### Goal of the exercise:
Every line with the word "styles" in it should be extracted from the data that follows.

>> Start Supplied data

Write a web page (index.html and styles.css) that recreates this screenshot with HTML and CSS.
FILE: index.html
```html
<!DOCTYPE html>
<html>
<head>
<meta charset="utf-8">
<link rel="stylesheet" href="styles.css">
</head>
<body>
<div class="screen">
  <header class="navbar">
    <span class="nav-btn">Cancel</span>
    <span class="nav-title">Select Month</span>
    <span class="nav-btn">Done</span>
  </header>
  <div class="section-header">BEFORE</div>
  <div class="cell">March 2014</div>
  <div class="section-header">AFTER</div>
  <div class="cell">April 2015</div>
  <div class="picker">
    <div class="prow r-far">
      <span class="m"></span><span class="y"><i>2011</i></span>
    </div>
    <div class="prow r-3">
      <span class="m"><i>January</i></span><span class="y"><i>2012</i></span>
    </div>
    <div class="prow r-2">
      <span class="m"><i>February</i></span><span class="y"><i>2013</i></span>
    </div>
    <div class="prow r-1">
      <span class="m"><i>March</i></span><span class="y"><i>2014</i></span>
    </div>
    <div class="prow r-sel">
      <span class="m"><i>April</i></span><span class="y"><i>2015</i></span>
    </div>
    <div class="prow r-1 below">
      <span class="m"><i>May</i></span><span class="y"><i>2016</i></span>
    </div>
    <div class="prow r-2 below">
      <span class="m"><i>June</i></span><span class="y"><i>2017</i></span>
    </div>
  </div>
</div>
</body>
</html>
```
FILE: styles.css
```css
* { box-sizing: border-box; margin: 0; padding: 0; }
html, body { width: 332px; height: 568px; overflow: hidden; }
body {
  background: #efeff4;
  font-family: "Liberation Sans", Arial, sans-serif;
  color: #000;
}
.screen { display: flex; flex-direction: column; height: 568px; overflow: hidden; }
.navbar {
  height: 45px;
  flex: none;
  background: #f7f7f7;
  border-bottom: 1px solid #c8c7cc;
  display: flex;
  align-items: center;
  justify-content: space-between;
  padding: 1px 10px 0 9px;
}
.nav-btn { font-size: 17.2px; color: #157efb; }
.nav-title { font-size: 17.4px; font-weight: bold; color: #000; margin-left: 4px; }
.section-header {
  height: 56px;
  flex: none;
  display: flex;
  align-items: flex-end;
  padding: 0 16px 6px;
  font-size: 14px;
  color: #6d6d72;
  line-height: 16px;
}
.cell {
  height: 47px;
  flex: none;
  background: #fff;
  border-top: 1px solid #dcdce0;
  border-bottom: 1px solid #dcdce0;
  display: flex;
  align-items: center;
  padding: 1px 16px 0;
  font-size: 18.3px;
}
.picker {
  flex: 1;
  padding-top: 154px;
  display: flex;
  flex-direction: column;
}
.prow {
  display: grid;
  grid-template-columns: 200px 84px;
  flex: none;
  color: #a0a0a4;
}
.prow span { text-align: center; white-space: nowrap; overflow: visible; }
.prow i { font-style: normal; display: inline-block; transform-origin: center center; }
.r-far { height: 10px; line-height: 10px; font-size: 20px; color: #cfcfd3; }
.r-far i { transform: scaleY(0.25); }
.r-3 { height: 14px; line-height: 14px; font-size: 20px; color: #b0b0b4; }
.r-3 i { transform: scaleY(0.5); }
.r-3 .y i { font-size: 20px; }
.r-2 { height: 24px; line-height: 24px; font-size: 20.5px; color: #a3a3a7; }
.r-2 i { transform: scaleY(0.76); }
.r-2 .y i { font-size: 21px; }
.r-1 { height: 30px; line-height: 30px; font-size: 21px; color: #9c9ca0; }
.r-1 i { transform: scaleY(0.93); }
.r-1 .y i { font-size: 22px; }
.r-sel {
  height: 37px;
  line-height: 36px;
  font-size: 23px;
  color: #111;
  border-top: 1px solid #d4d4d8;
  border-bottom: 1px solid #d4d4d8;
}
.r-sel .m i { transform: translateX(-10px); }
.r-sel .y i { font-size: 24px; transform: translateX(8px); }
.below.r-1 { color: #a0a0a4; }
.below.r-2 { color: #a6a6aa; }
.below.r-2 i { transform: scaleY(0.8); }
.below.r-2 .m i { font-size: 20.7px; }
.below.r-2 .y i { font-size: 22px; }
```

>> End Supplied data
>> Start Supplied data

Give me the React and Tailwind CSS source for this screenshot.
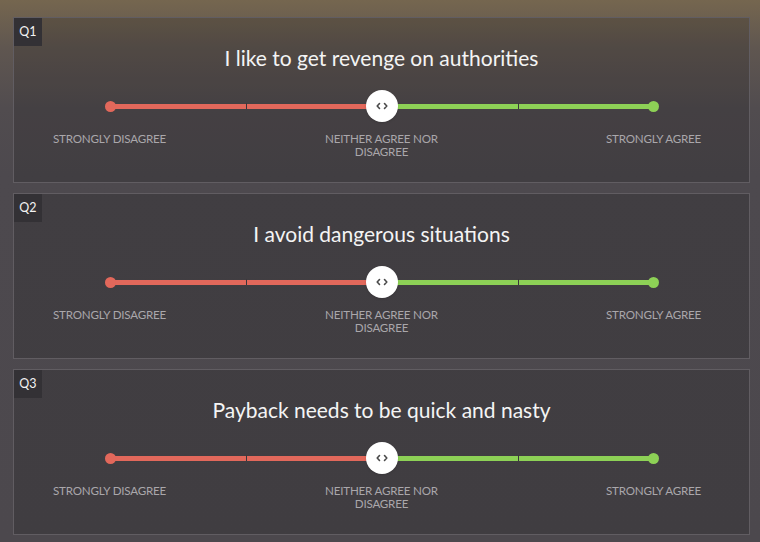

>> End Supplied data

### Result for this exercise:
Write a web page (index.html and styles.css) that recreates this screenshot with HTML and CSS.
<link rel="stylesheet" href="styles.css">
FILE: styles.css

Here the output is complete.